- [Exercise task]:
Where the data below has the string "this", return the whole line.

- [Input records]:

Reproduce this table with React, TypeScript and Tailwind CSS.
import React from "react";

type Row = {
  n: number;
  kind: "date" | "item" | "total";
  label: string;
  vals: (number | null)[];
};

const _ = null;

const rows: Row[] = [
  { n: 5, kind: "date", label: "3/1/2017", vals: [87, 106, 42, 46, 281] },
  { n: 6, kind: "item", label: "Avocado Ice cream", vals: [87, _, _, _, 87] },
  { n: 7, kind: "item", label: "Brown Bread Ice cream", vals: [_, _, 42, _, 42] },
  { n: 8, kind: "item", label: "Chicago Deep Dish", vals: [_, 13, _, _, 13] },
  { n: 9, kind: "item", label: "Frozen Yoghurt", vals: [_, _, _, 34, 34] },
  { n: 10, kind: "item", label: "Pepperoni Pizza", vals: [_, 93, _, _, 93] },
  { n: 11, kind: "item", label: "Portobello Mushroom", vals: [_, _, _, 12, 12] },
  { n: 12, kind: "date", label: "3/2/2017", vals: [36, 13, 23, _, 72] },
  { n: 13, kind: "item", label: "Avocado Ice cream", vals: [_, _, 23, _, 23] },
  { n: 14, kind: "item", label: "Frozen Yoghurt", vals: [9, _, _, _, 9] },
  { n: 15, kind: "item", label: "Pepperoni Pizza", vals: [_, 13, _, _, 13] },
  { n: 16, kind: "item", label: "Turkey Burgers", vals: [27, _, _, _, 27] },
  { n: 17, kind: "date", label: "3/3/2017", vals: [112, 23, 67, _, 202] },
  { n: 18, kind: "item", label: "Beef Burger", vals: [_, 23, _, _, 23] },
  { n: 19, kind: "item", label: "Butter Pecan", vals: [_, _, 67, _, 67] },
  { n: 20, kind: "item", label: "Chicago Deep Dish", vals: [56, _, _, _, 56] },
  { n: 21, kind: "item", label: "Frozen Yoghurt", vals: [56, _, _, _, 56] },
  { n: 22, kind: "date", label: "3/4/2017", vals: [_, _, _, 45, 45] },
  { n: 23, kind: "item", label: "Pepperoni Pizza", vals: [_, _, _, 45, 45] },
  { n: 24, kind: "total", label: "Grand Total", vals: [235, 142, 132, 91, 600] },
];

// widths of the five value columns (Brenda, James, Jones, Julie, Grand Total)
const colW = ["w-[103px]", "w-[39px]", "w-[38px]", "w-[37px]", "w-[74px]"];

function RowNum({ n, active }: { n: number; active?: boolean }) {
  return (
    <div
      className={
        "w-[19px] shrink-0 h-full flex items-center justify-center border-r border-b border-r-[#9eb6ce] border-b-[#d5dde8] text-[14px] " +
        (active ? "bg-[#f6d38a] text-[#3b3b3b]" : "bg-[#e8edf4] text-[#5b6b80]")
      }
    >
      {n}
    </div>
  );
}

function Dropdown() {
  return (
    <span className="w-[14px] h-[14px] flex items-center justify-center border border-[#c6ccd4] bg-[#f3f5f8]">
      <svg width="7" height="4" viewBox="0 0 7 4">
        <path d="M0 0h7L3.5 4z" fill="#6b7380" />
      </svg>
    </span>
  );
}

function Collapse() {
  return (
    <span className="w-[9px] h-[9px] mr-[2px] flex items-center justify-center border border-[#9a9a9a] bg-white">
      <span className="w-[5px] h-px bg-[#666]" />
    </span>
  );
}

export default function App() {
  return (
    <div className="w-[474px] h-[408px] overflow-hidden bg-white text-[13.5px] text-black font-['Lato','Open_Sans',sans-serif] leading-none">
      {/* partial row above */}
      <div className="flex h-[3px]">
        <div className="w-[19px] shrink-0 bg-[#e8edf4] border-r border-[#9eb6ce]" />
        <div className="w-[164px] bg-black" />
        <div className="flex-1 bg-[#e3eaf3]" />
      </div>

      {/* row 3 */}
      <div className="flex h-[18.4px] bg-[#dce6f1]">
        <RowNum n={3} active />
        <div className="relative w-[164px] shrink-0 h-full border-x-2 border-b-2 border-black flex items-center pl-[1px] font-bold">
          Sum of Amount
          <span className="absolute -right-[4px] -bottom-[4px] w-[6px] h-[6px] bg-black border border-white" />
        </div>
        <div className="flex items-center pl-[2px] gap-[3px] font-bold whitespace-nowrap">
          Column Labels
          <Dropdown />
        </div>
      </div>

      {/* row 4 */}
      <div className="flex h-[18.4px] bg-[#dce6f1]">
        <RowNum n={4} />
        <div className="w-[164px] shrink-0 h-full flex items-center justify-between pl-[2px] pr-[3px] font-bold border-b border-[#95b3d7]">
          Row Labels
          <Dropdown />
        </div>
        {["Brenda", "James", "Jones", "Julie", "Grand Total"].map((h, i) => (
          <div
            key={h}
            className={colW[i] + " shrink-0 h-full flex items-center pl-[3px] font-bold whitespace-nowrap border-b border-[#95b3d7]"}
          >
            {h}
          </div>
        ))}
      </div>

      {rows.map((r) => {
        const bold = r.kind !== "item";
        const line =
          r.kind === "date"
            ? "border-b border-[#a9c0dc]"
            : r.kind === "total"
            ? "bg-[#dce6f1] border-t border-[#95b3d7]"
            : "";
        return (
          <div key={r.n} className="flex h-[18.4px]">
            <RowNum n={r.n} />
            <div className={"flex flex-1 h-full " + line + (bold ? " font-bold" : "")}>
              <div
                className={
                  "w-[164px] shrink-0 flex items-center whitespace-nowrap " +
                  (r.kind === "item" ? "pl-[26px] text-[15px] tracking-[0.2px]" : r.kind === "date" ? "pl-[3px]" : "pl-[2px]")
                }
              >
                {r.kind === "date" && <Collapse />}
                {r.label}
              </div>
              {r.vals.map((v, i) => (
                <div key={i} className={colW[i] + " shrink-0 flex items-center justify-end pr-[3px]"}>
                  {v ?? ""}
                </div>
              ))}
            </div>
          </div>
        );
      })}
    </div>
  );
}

--

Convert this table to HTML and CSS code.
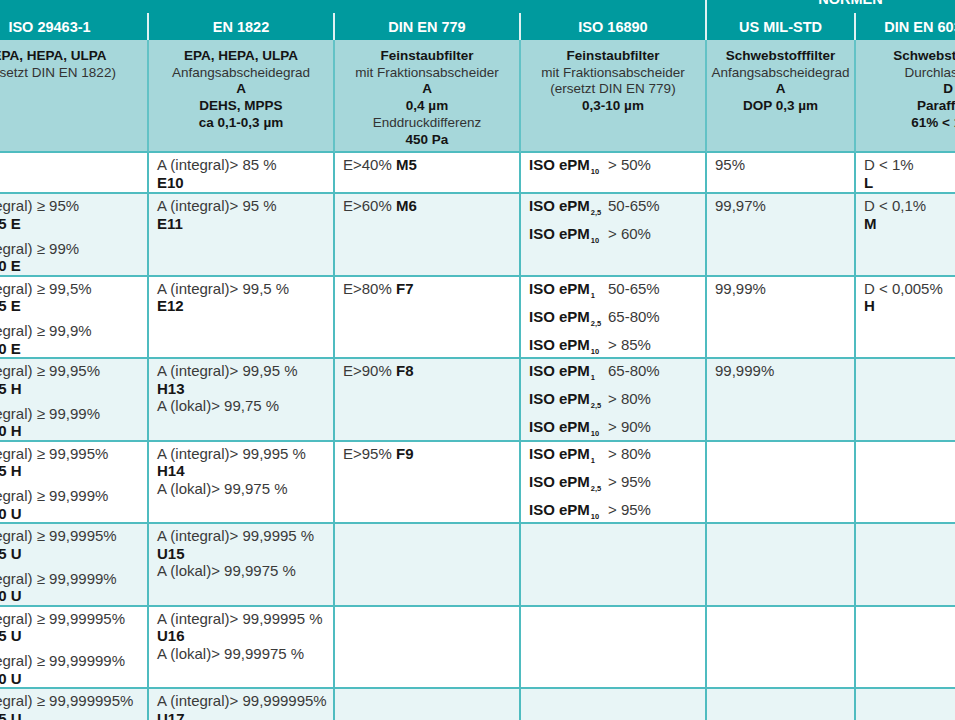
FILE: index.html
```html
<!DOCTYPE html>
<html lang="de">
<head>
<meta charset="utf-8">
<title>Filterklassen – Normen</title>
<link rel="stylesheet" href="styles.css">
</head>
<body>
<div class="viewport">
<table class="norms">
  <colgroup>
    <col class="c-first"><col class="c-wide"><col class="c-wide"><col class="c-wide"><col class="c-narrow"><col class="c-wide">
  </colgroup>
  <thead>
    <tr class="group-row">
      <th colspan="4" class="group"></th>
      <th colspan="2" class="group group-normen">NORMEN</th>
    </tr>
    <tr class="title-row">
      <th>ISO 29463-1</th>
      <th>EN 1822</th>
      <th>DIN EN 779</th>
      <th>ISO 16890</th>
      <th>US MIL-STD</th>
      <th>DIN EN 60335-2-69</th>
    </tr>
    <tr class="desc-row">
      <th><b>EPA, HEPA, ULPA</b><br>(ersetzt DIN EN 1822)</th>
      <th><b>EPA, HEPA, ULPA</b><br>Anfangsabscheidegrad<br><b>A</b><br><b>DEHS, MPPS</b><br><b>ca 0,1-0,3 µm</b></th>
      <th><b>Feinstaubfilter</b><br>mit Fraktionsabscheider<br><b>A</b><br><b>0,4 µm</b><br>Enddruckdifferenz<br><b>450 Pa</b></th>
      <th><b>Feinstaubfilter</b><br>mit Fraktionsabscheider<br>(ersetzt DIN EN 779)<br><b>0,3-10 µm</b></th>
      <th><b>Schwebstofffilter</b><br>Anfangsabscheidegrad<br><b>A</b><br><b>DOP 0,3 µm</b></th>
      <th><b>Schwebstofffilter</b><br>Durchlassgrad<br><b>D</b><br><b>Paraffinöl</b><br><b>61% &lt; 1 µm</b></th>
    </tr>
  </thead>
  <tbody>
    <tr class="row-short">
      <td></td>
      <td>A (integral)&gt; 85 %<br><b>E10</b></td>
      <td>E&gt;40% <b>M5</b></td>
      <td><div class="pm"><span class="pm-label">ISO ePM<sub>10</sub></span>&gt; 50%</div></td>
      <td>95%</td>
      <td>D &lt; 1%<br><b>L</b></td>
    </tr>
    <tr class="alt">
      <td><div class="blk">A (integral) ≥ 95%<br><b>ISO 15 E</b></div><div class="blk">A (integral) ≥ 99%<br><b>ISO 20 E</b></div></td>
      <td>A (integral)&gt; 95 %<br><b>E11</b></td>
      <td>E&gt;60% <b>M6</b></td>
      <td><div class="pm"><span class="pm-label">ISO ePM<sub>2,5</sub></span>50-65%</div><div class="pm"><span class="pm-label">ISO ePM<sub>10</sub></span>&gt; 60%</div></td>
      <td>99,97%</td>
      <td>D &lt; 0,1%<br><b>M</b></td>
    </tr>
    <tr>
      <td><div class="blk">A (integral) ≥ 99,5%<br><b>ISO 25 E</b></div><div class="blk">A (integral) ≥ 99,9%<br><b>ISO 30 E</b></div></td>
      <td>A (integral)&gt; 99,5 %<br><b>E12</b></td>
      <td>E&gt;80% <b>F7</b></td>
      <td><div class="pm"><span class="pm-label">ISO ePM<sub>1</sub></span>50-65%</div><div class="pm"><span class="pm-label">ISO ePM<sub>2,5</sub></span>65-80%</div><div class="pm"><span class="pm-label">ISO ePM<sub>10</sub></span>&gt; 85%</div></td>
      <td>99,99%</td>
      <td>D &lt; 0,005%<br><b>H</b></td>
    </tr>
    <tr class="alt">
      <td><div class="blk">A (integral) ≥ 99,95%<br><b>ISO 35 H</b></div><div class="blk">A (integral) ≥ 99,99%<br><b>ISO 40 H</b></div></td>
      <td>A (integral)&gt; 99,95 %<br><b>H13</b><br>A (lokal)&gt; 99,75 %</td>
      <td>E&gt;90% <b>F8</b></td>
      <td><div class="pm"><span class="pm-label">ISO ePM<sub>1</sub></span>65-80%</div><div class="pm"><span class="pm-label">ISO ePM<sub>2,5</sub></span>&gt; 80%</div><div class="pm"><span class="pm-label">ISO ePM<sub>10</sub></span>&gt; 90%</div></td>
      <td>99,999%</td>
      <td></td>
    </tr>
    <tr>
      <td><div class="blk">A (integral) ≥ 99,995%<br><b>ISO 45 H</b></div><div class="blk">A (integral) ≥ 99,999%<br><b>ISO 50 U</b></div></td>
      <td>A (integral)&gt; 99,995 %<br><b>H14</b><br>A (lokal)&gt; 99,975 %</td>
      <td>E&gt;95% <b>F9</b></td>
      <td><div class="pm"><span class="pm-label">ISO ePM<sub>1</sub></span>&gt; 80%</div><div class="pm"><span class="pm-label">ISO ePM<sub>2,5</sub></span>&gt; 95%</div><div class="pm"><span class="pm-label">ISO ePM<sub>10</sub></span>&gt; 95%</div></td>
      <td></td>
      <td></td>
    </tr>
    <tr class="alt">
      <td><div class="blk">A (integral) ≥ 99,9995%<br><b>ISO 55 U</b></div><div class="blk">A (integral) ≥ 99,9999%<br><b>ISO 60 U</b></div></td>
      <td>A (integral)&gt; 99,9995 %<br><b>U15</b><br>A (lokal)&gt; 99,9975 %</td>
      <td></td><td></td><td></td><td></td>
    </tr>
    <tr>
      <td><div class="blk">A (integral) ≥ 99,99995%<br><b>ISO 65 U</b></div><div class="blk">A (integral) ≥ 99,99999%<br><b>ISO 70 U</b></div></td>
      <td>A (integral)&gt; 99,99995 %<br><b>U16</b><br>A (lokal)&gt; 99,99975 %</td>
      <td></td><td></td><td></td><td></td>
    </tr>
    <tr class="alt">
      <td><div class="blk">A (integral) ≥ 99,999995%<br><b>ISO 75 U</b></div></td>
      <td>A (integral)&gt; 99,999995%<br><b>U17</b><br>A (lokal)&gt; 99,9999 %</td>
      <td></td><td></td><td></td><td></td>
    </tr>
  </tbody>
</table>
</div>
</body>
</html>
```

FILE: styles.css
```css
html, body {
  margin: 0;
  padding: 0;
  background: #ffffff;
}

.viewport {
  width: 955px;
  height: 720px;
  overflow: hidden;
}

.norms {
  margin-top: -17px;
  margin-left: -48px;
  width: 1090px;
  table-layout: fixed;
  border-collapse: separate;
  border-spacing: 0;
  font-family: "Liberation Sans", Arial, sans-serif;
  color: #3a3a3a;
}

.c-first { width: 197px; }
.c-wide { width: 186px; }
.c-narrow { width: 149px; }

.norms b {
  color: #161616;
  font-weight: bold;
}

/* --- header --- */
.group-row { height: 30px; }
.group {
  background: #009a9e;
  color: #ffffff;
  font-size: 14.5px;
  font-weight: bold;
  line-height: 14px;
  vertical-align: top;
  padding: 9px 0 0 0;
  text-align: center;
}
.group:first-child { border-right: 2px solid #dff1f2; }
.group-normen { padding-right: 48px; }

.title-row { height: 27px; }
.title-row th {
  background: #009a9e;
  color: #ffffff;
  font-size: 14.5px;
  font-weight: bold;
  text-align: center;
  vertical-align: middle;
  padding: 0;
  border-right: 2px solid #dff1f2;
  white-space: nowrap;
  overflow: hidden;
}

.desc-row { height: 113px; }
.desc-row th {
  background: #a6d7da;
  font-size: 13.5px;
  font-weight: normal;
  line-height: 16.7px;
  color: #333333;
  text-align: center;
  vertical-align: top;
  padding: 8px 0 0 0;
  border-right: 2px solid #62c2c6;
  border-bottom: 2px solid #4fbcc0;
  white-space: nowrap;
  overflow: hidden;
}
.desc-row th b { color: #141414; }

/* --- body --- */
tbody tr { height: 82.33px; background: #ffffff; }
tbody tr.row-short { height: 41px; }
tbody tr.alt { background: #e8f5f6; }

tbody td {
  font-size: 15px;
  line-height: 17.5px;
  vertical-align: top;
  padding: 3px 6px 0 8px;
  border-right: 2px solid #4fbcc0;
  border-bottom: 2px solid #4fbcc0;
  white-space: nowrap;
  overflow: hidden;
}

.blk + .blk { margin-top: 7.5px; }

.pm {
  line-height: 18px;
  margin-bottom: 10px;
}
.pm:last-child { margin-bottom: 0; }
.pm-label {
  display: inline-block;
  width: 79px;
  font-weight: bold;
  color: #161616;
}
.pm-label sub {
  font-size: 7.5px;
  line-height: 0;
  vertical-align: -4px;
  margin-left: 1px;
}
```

- [Answer]:
Reproduce this table with React, TypeScript and Tailwind CSS.
Convert this table to HTML and CSS code.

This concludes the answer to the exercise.